Elizabeth Magill is one of the most inventive artists of her generation. Since the late 1990's she has used landscape as an arbitrary devise to investigate the world around her but doesn't regard her paintings as landscape as such. Rather they represent a general view of the world in all its morbid glamour and beat up beauty that is unbounded by the specifics of geography or the traditions of landscape painting.
Magill utilises various media including photography and collage to interplay with paint and draws on a vast array of source material from the romantic sublime to contemporary kitsch to create mysterious and provocative paintings that hover between dream and reality.

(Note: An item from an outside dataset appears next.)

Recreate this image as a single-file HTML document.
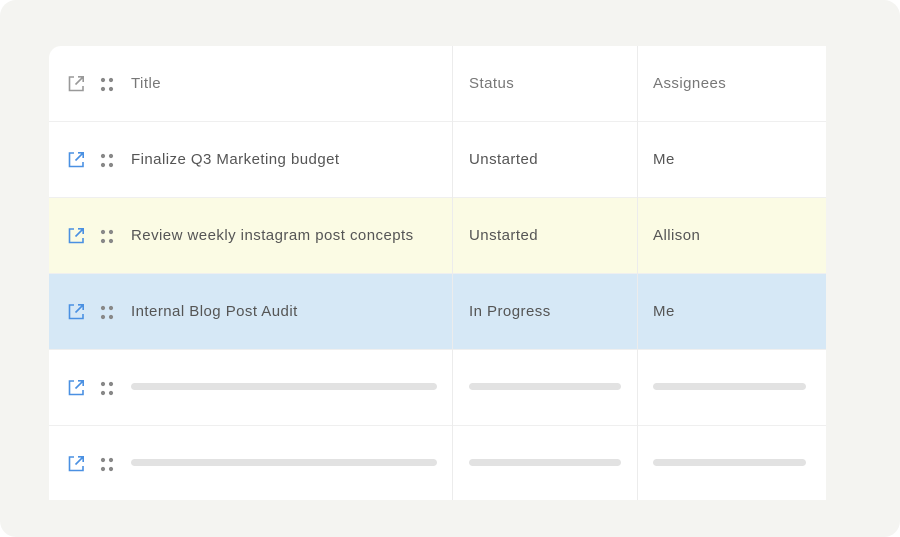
<!DOCTYPE html>
<html><head><style>
html,body{margin:0;padding:0;background:#fff;}
.bg{position:absolute;left:0;top:0;width:900px;height:537px;background:#f4f4f1;border-radius:16px;overflow:hidden;font-family:"Liberation Sans",sans-serif;}
.tbl{position:absolute;left:49px;top:46px;width:777px;height:454px;background:#fff;border-radius:12px 0 0 0;overflow:hidden;}
.row{position:absolute;left:0;width:777px;height:76px;border-bottom:1px solid #efefef;box-sizing:border-box;}
.vl{position:absolute;top:0;width:1px;height:454px;background:#ececec;}
.t{position:absolute;top:0;line-height:76px;font-size:15px;color:#555;letter-spacing:0.45px;}
.h{color:#777;}
</style></head><body>
<div class="bg">
<div class="tbl">
<div class="row" style="top:0"></div>
<div class="row" style="top:76px"></div>
<div class="row" style="top:152px;background:#fbfbe4"></div>
<div class="row" style="top:228px;background:#d6e8f6"></div>
<div class="row" style="top:304px"></div>
<div class="row" style="top:380px;border:none"></div>
<div class="vl" style="left:403px"></div>
<div class="vl" style="left:588px"></div>
</div>
<svg width="900" height="537" style="position:absolute;left:0;top:0">
<defs>
<g id="ext"><path d="M7 2H2.5V15.5H16V11" fill="none" stroke-width="1.6"/><path d="M8.5 9.5L16 2M11 1.8H16.2V7" fill="none" stroke-width="1.6"/></g>
<g id="dt" fill="#888"><circle cx="2" cy="2" r="2.1"/><circle cx="10" cy="2" r="2.1"/><circle cx="2" cy="11" r="2.1"/><circle cx="10" cy="11" r="2.1"/></g>
</defs>
<use href="#ext" x="67" y="75" stroke="#999"/>
<use href="#ext" x="67" y="151" stroke="#4a90e2"/>
<use href="#ext" x="67" y="227" stroke="#4a90e2"/>
<use href="#ext" x="67" y="303" stroke="#4a90e2"/>
<use href="#ext" x="67" y="379" stroke="#4a90e2"/>
<use href="#ext" x="67" y="455" stroke="#4a90e2"/>
<use href="#dt" x="101" y="78"/>
<use href="#dt" x="101" y="154"/>
<use href="#dt" x="101" y="230"/>
<use href="#dt" x="101" y="306"/>
<use href="#dt" x="101" y="382"/>
<use href="#dt" x="101" y="458"/>
<g fill="#e2e2e2">
<rect x="131" y="383" width="306" height="7" rx="3.5"/><rect x="469" y="383" width="152" height="7" rx="3.5"/><rect x="653" y="383" width="153" height="7" rx="3.5"/>
<rect x="131" y="459" width="306" height="7" rx="3.5"/><rect x="469" y="459" width="152" height="7" rx="3.5"/><rect x="653" y="459" width="153" height="7" rx="3.5"/>
</g>
</svg>
<div style="position:absolute;left:0;top:46px;width:900px">
<div class="t h" style="left:131px">Title</div><div class="t h" style="left:469px">Status</div><div class="t h" style="left:653px">Assignees</div>
</div>
<div style="position:absolute;left:0;top:122px;width:900px">
<div class="t" style="left:131px">Finalize Q3 Marketing budget</div><div class="t" style="left:469px">Unstarted</div><div class="t" style="left:653px">Me</div>
</div>
<div style="position:absolute;left:0;top:198px;width:900px">
<div class="t" style="left:131px">Review weekly instagram post concepts</div><div class="t" style="left:469px">Unstarted</div><div class="t" style="left:653px">Allison</div>
</div>
<div style="position:absolute;left:0;top:274px;width:900px">
<div class="t" style="left:131px">Internal Blog Post Audit</div><div class="t" style="left:469px">In Progress</div><div class="t" style="left:653px">Me</div>
</div>
</div>
</body></html>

Her first major solo exhibition was at the Arnolfini Gallery, Bristol, in 1990. In the same year she was included in the seminal 'British Art Show', which first introduced many of the most prominent younger artists to a wider public. She has had one-person exhibitions at various venues in Ireland, Britain, Germany, France and Spain, including Southampton City Art Gallery in 1998; the Hugh Lane Municipal Gallery Dublin in 2003 and the Ikon Gallery, Birmingham; Baltic, Gateshead and Milton Keynes Gallery in 2004. Selected group exhibitions include 'Places in Mind', (with Adam Chodzko and Stan Douglas), Ormeau Baths Gallery, Belfast 2000, and 'Premio Michetti 2000' at Fondazione Michetti, Italy. Magill is represented in many public and private collections worldwide including those of the Irish Museum of Modern Art, the Hugh Lane Gallery, Dublin, the Arts Council of England, Southampton City Art Gallery, the British Council and the National Gallery of Australia.